__THE TASK__
Your task is to copy each line that has the word "screenshot".

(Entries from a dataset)
============

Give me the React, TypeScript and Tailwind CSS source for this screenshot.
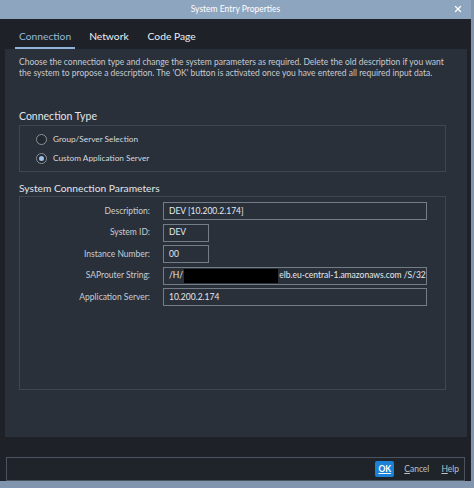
import { X } from "lucide-react";

const font = { fontFamily: "Lato, 'Open Sans', sans-serif" };

function Radio({ checked, label }: { checked?: boolean; label: string }) {
  return (
    <div className="flex h-[19px] items-center gap-[6px] pl-[16px]">
      <span className="flex h-[11px] w-[11px] items-center justify-center rounded-full border border-[#8a929c] bg-[#232830]">
        {checked ? <span className="h-[5px] w-[5px] rounded-full bg-[#9cc3ea]" /> : null}
      </span>
      <span className="text-[8.25px] text-[#d5d9de]">{label}</span>
    </div>
  );
}

function Field({ label, width, children }: { label: string; width: string; children: React.ReactNode }) {
  return (
    <div className="flex h-[18px] items-center">
      <span className="w-[143px] pr-[13px] text-right text-[8.5px] text-[#c9cdd3]">{label}</span>
      <div className={`flex h-[18px] items-center overflow-hidden whitespace-nowrap border border-[#747c86] px-[5px] text-[8.5px] text-[#e6e9ec] ${width}`}>
        {children}
      </div>
    </div>
  );
}

export default function App() {
  return (
    <div className="h-[488px] w-[474px] overflow-hidden bg-[#8196ae]" style={font}>
      <div className="flex h-[481px] w-[471px] flex-col bg-[#1e2228]">
        <div className="relative flex h-[19px] items-center justify-center bg-[#8ea5c0]">
          <span className="text-[8.5px] text-white">System Entry Properties</span>
          <X className="absolute right-[8px] top-[4px] h-[10px] w-[10px] text-white" strokeWidth={3} />
        </div>

        <div className="flex h-[30px] items-end pl-[15px] text-[10.25px]">
          <div className="border-b-2 border-[#8fb3d9] px-[4px] pb-[3px] text-[#95b9dc]">Connection</div>
          <div className="ml-[14px] pb-[5px] text-[#eceef1]">Network</div>
          <div className="ml-[19px] pb-[5px] text-[#eceef1]">Code Page</div>
        </div>

        <div className="ml-[5px] flex h-[388px] w-[462px] flex-col bg-[#29303a] px-[14px] pt-[8px]">
          <p className="w-[430px] text-[8.5px] leading-[11px] text-[#c5cad1]">
            Choose the connection type and change the system parameters as required. Delete the old description if you want
            the system to propose a description. The 'OK' button is activated once you have entered all required input data.
          </p>

          <div className="mt-[30px] text-[10.5px] leading-[14px] text-[#e1e5ea]">Connection Type</div>
          <div className="mt-[2px] flex h-[47px] w-[427px] flex-col justify-center border border-[#3e4651]">
            <Radio label="Group/Server Selection" />
            <Radio checked label="Custom Application Server" />
          </div>

          <div className="mt-[9px] text-[10.25px] leading-[14px] text-[#e1e5ea]">System Connection Parameters</div>
          <div className="mt-[1px] flex h-[194px] w-[427px] flex-col gap-[3.5px] border border-[#3e4651] pt-[5px]">
            <Field label="Description:" width="w-[264px]">DEV [10.200.2.174]</Field>
            <Field label="System ID:" width="w-[46px]">DEV</Field>
            <Field label="Instance Number:" width="w-[46px]">00</Field>
            <Field label="SAProuter String:" width="w-[264px]">
              /H/
              <span className="mx-[1px] inline-block h-[14px] w-[94px] shrink-0 bg-black" />
              elb.eu-central-1.amazonaws.com /S/329
            </Field>
            <Field label="Application Server:" width="w-[264px]">10.200.2.174</Field>
          </div>
        </div>

        <div className="mx-[6px] mt-[20px] flex h-[24px] items-center justify-end gap-[10px] border border-[#4a535e] bg-[#1f242b] pr-[5px] text-[8.5px]">
          <span className="flex h-[16px] w-[19px] items-center justify-center rounded-[2px] bg-[#1b82d8] font-bold text-white underline">OK</span>
          <span className="text-[#b9c0c8]"><span className="underline">C</span>ancel</span>
          <span className="ml-[2px] text-[#b9c0c8]"><span className="underline">H</span>elp</span>
        </div>
      </div>
    </div>
  );
}
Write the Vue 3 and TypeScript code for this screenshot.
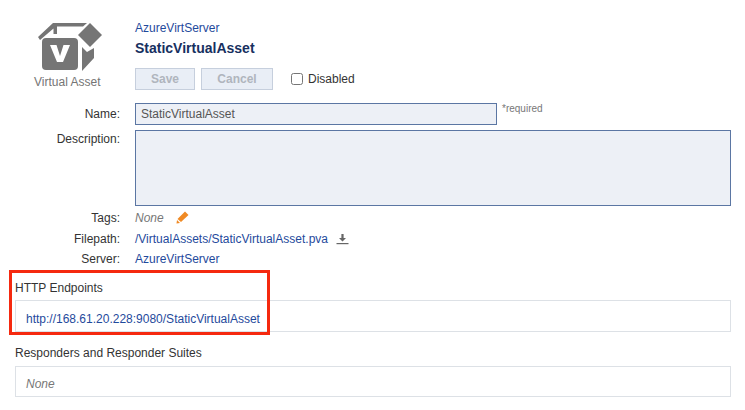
<script setup lang="ts">
const serverName = 'AzureVirtServer'
const assetName = 'StaticVirtualAsset'
</script>

<template>
  <div class="page">
    <header class="head">
      <div class="logo">
        <svg class="cube" width="66" height="52" viewBox="38 20 66 52">
          <path d="M38 37 L53 23 H87 L83 26.5 H57 V34 H53.5 V28.5 L40 40 Z" fill="#757575" />
          <path d="M90 23 L102 35 L90 47 L78 35 Z" fill="#757575" />
          <path d="M82 47 L87 52 L94 48 V58 L82 71 Z" fill="#757575" />
          <rect x="42" y="38" width="36" height="32" rx="4" fill="#757575" />
          <path d="M50 45 H56.5 L60 56 L63.5 45 H70 L63 62 H57 Z" fill="#fff" />
        </svg>
        <span class="kind">Virtual Asset</span>
      </div>
      <div class="title">
        <a class="link crumb">{{ serverName }}</a>
        <h1>{{ assetName }}</h1>
        <div class="actions">
          <button class="save" disabled>Save</button>
          <button class="cancel" disabled>Cancel</button>
          <label class="check"><input type="checkbox" />Disabled</label>
        </div>
      </div>
    </header>

    <div class="form">
      <div class="row name-row">
        <label>Name:</label>
        <div class="field name">{{ assetName }}</div>
        <span class="req">*required</span>
      </div>
      <div class="row desc-row">
        <label>Description:</label>
        <div class="field desc"></div>
      </div>
      <div class="row info tags">
        <label>Tags:</label>
        <em>None</em>
        <svg class="pencil" width="13" height="13" viewBox="0 0 13 13">
          <path d="M9 0.5 L12.5 4 L5 11 L1.5 8 Z" fill="#f08a24" />
          <path d="M1 9 L4 12 L0.5 12.5 Z" fill="#f08a24" />
        </svg>
      </div>
      <div class="row info">
        <label>Filepath:</label>
        <a class="link">/VirtualAssets/StaticVirtualAsset.pva</a>
        <svg class="dl" width="13" height="11" viewBox="0 0 13 11">
          <path d="M5.4 0 H7.6 V4 H10 L6.5 7.6 L3 4 H5.4 Z" fill="#666" />
          <rect x="0.5" y="9" width="12" height="1.2" fill="#666" />
        </svg>
      </div>
      <div class="row info">
        <label>Server:</label>
        <a class="link">{{ serverName }}</a>
      </div>
    </div>

    <section class="endpoints">
      <h2>HTTP Endpoints</h2>
      <div class="panel"><a class="link">http://168.61.20.228:9080/StaticVirtualAsset</a></div>
      <div class="callout"></div>
    </section>

    <section class="responders">
      <h2>Responders and Responder Suites</h2>
      <div class="panel"><em>None</em></div>
    </section>
  </div>
</template>

<style>
html, body { margin: 0; background: #fff; }
</style>

<style scoped>
.page {
  width: 745px;
  height: 410px;
  overflow: hidden;
  box-sizing: border-box;
  padding: 20px 14px 0 15px;
  font-family: "Liberation Sans", Arial, sans-serif;
  font-size: 12px;
  color: #333;
}
.head { display: flex; height: 83px; }
.logo {
  width: 120px;
  flex: none;
  display: flex;
  flex-direction: column;
  align-items: flex-start;
}
.cube { margin: 0 0 0 23px; display: block; }
.kind { margin: 3px 0 0 19px; color: #757575; line-height: 14px; }
.link { color: #1f4a9c; }
.crumb { line-height: 16px; display: block; }
h1 {
  margin: 2px 0 0;
  font-size: 14px;
  line-height: 20px;
  font-weight: 700;
  color: #17305f;
}
.actions { display: flex; align-items: center; margin-top: 10px; height: 22px; }
button {
  height: 22px;
  box-sizing: border-box;
  background: #e9eef6;
  border: 1px solid #c6cfdd;
  color: #b0b5bd;
  font: 700 12px "Liberation Sans", Arial, sans-serif;
  padding: 0;
}
.save { width: 60px; margin-right: 6px; }
.cancel { width: 72px; margin-right: 18px; }
.check { display: flex; align-items: center; }
.check input { width: 12px; height: 12px; margin: 0 5px 0 0; }
.row { display: flex; }
.row label { width: 105px; margin-right: 15px; text-align: right; flex: none; }
.name-row { height: 22px; }
.name-row label, .desc-row label { line-height: 22px; }
.field {
  box-sizing: border-box;
  background: #edf0f6;
  border: 1px solid #5b76a3;
  color: #555;
}
.name { width: 362px; height: 22px; line-height: 20px; padding-left: 5px; }
.req { font-size: 10px; color: #777; margin-left: 5px; line-height: 11px; }
.desc-row { margin-top: 5px; }
.desc-row label { line-height: 18px; }
.desc { width: 596px; height: 76px; }
.info { line-height: 20px; height: 20.5px; }
.tags { margin-top: 2px; }
.info em { color: #777; }
.pencil { margin: 3px 0 0 12px; }
.dl { margin: 5px 0 0 8px; }
h2 { margin: 0; font-size: 12px; font-weight: 400; line-height: 14px; }
.panel {
  box-sizing: border-box;
  height: 32px;
  margin-top: 5px;
  border: 1px solid #dde1e6;
  padding: 3px 0 0 10px;
  line-height: 30px;
}
.panel em { color: #777; }
.endpoints { position: relative; margin-top: 0; padding-top: 11px; }
.callout {
  position: absolute;
  left: -6px;
  top: 0;
  width: 261px;
  height: 65px;
  box-sizing: border-box;
  border: 3px solid #f5290f;
}
.responders { margin-top: 14px; }
.responders .panel { margin-top: 6px; height: 31px; padding-top: 2px; }
</style>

============

__TASK OUTPUT__
Give me the React, TypeScript and Tailwind CSS source for this screenshot.
Write the Vue 3 and TypeScript code for this screenshot.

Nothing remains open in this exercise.